Optical studies of MOCVD-grown GaN-based ferromagnetic semiconductor epilayers and devices

Ga1–xMnxN epilayers and p‐i‐n device structures have been grown by metalorganic chemical vapor deposition. Optical studies were found to investigate the role of Mn concentration and the role of different co‐dopants to elucidate the origin of the room temperature ferromagnetism in Ga1–xMnxN epilayers. Increasing Mn concentration was found to significantly affect long‐range lattice ordering. This observation was supported by the existence of a disorder‐induced Raman mode at 300 cm–1 and local vibrational modes (LVMs) at 669 cm–1 that has been attributed to the formation of self‐compensating nitrogen.

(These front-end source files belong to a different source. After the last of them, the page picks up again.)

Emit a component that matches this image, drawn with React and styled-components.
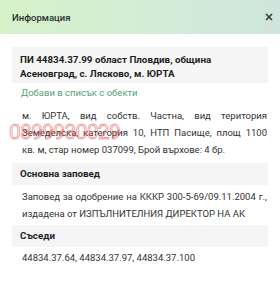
import React from "react";
import styled, { createGlobalStyle } from "styled-components";

const Global = createGlobalStyle`
  html, body { margin: 0; padding: 0; background: #ffffff; }
  body { font-family: Roboto, "Noto Sans", "Liberation Sans", sans-serif; color: #333; }
  * { box-sizing: border-box; }
`;

const Dialog = styled.div`
  position: relative;
  width: 280px;
  height: 281px;
  background: #fff;
  overflow: hidden;
`;

const Header = styled.div`
  height: 34px;
  padding: 0 7px 0 12px;
  display: flex;
  align-items: center;
  justify-content: space-between;
  background: linear-gradient(90deg, #d6f2c9 0%, #d3ecd6 55%, #cfe5dd 100%);
`;

const Title = styled.div`
  font-size: 9.5px;
  font-weight: 500;
  color: #2e2e2e;
`;

const Close = styled.button`
  border: 0;
  background: transparent;
  padding: 0;
  width: 8px;
  height: 8px;
  display: flex;
  align-items: center;
  justify-content: center;
`;

const Body = styled.div`
  padding: 13px 12px 0 12px;
  display: flex;
  flex-direction: column;
`;

const SectionHead = styled.div`
  background: #f5f5f5;
  padding: ${(p) => (p.$tall ? "6px 8px 2px 8px" : "5px 8px")};
  font-size: 9.8px;
  font-weight: 700;
  line-height: ${(p) => (p.$tall ? "14px" : "12px")};
  color: #1f1f1f;
  margin-top: ${(p) => p.$mt || 0}px;
`;

const Link = styled.div`
  margin-top: 1px;
  padding: 0 9px;
  font-size: 9.5px;
  line-height: 17px;
  color: #58a07a;
`;

const Text = styled.p`
  margin: ${(p) => p.$mt || 0}px 0 0 0;
  padding: 0 1px 0 10px;
  font-size: 9.5px;
  line-height: 17px;
  color: #333;
  text-align: justify;
`;

const Watermark = styled.div`
  position: absolute;
  left: 9px;
  top: 120px;
  font-family: Roboto, "Liberation Sans", sans-serif;
  font-size: 21px;
  font-weight: 400;
  letter-spacing: -0.7px;
  color: rgba(235, 130, 130, 0.14);
  -webkit-text-stroke: 0.8px rgba(225, 70, 70, 0.55);
  pointer-events: none;
`;

export default function App() {
  return (
    <>
      <Global />
      <Dialog>
        <Header>
          <Title>Информация</Title>
          <Close aria-label="close">
            <svg width="8" height="8" viewBox="0 0 8 8">
              <path d="M1 1 L7 7 M7 1 L1 7" stroke="#3d3d3d" strokeWidth="1.7" />
            </svg>
          </Close>
        </Header>
        <Body>
          <SectionHead $tall>
            ПИ 44834.37.99 област Пловдив, община Асеновград, с. Лясково, м. ЮРТА
          </SectionHead>
          <Link>Добави в списък с обекти</Link>
          <Text $mt={6}>
            м. ЮРТА, вид собств. Частна, вид територия Земеделска, категория 10, НТП Пасище, площ 1100 кв. м, стар номер 037099, Брой върхове: 4 бр.
          </Text>
          <SectionHead $mt={5}>Основна заповед</SectionHead>
          <Text $mt={3}>
            Заповед за одобрение на КККР 300-5-69/09.11.2004 г., издадена от ИЗПЪЛНИТЕЛНИЯ ДИРЕКТОР НА АК
          </Text>
          <SectionHead $mt={3}>Съседи</SectionHead>
          <Text $mt={2}>44834.37.64, 44834.37.97, 44834.37.100</Text>
        </Body>
        <Watermark>0899930029</Watermark>
      </Dialog>
    </>
  );
}
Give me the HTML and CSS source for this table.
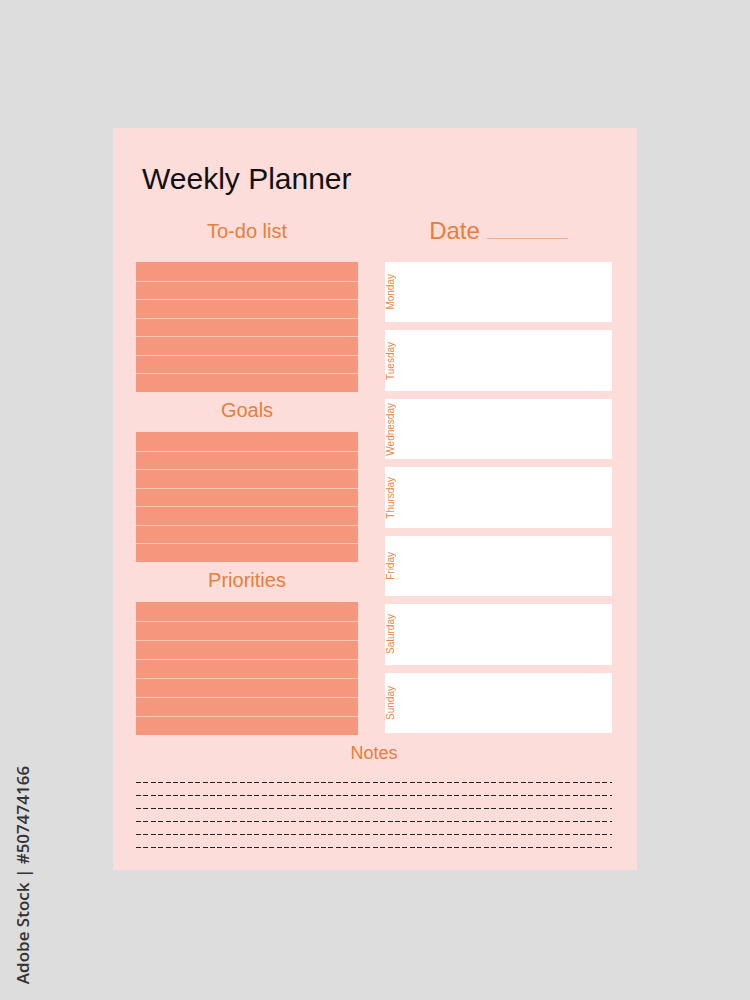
FILE: index.html
```html
<!DOCTYPE html>
<html>
<head>
<meta charset="utf-8">
<link rel="stylesheet" href="styles.css">
</head>
<body>
<div class="sheet">
  <h1 class="title">Weekly Planner</h1>
  <div class="columns">
    <div class="left">
      <h2 class="sec first">To-do list</h2>
      <div class="block"><div></div><div></div><div></div><div></div><div></div><div></div><div></div></div>
      <h2 class="sec">Goals</h2>
      <div class="block"><div></div><div></div><div></div><div></div><div></div><div></div><div></div></div>
      <h2 class="sec">Priorities</h2>
      <div class="block tall"><div></div><div></div><div></div><div></div><div></div><div></div><div></div></div>
    </div>
    <div class="right">
      <div class="date"><span class="date-label">Date</span><span class="date-line"></span></div>
      <div class="days">
        <div class="day"><span class="day-name">Monday</span></div>
        <div class="day"><span class="day-name">Tuesday</span></div>
        <div class="day"><span class="day-name">Wednesday</span></div>
        <div class="day"><span class="day-name">Thursday</span></div>
        <div class="day"><span class="day-name">Friday</span></div>
        <div class="day"><span class="day-name">Saturday</span></div>
        <div class="day"><span class="day-name">Sunday</span></div>
      </div>
    </div>
  </div>
  <h2 class="notes-title">Notes</h2>
  <div class="notes">
    <div class="dash"></div><div class="dash"></div><div class="dash"></div>
    <div class="dash"></div><div class="dash"></div><div class="dash"></div>
  </div>
</div>
<div class="credit">Adobe Stock | #507474166</div>
</body>
</html>
```
FILE: styles.css
```css
html, body {
  margin: 0;
  padding: 0;
}
body {
  background: #dddddd;
  width: 750px;
  height: 1000px;
  position: relative;
  overflow: hidden;
  font-family: "Liberation Sans", Arial, sans-serif;
  padding: 128px 113px 0;
  box-sizing: border-box;
}
.sheet {
  width: 524px;
  height: 742px;
  background: #fcddd9;
  box-sizing: border-box;
  padding: 33px 25px 0 23px;
}
.title {
  margin: 0 0 0 6px;
  font-weight: 400;
  font-size: 30px;
  line-height: 36px;
  color: #111111;
}
.columns {
  margin-top: 24px;
  display: grid;
  grid-template-columns: 222px 227px;
  column-gap: 27px;
}
.left {
  display: flex;
  flex-direction: column;
}
.sec {
  margin: 0;
  font-weight: 400;
  font-size: 20px;
  line-height: 20px;
  color: #e87e3c;
  text-align: center;
  height: 40px;
  padding-top: 8px;
  box-sizing: border-box;
}
.sec.first {
  height: 41px;
  padding-top: 0;
}
.block {
  background: #f4977c;
  height: 130px;
  display: grid;
  grid-template-rows: repeat(7, 1fr);
}
.block.tall {
  height: 133px;
}
.block > div + div {
  border-top: 1px solid #fcc6b4;
}
.right {
  display: flex;
  flex-direction: column;
}
.date {
  display: flex;
  justify-content: center;
  align-items: flex-start;
  height: 41px;
  box-sizing: border-box;
}
.date-label {
  font-size: 24px;
  line-height: 20px;
  color: #e87e3c;
}
.date-line {
  width: 81px;
  height: 17px;
  margin-left: 7px;
  border-bottom: 1px solid #f3a88c;
}
.days {
  height: 471px;
  display: grid;
  grid-template-rows: repeat(7, 1fr);
  row-gap: 8px;
}
.day {
  background: #ffffff;
  display: flex;
  align-items: center;
}
.day-name {
  writing-mode: vertical-rl;
  transform: rotate(180deg);
  font-size: 10px;
  line-height: 10px;
  color: #e98443;
  margin-left: 1px;
}
.notes-title {
  margin: 8px 0 0;
  font-weight: 400;
  font-size: 18px;
  line-height: 20px;
  color: #e87e3c;
  text-align: center;
}
.notes {
  margin-top: 19px;
  display: flex;
  flex-direction: column;
  gap: 12px;
}
.dash {
  height: 1px;
  background: repeating-linear-gradient(to right, #222222 0 5px, transparent 5px 7.4px);
}
.credit {
  position: absolute;
  left: 22px;
  top: 875px;
  transform: translate(-50%, -50%) rotate(-90deg);
  white-space: nowrap;
  font-family: "Open Sans", sans-serif;
  font-size: 17px;
  font-weight: 600;
  color: #333333;
}
```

The E1(TO) phonon frequency was found to linearly increase with Mn composition, which is expressed by (558 + 2.7x) cm–1. The intensity and the linewidth of an absorption band near 1.5 eV was found to increase with Mn concentration, and is assigned to the e to t2 transition in the split 5T2 band of Mn3+. No absorption was detected in Si co‐doped Ga1–xMnxN. In this case, a significantly increased EPR signal of Mn2+ ions confirmed the trapping of electrons provided by the shallow Si donor and reduced the available states for ferromagnetic exchange. A change in the measured magnetization is observed under ultraviolet illumination, though the nature of this phenomenon is still not understood. (© 2006 WILEY‐VCH Verlag GmbH & Co. KGaA, Weinheim)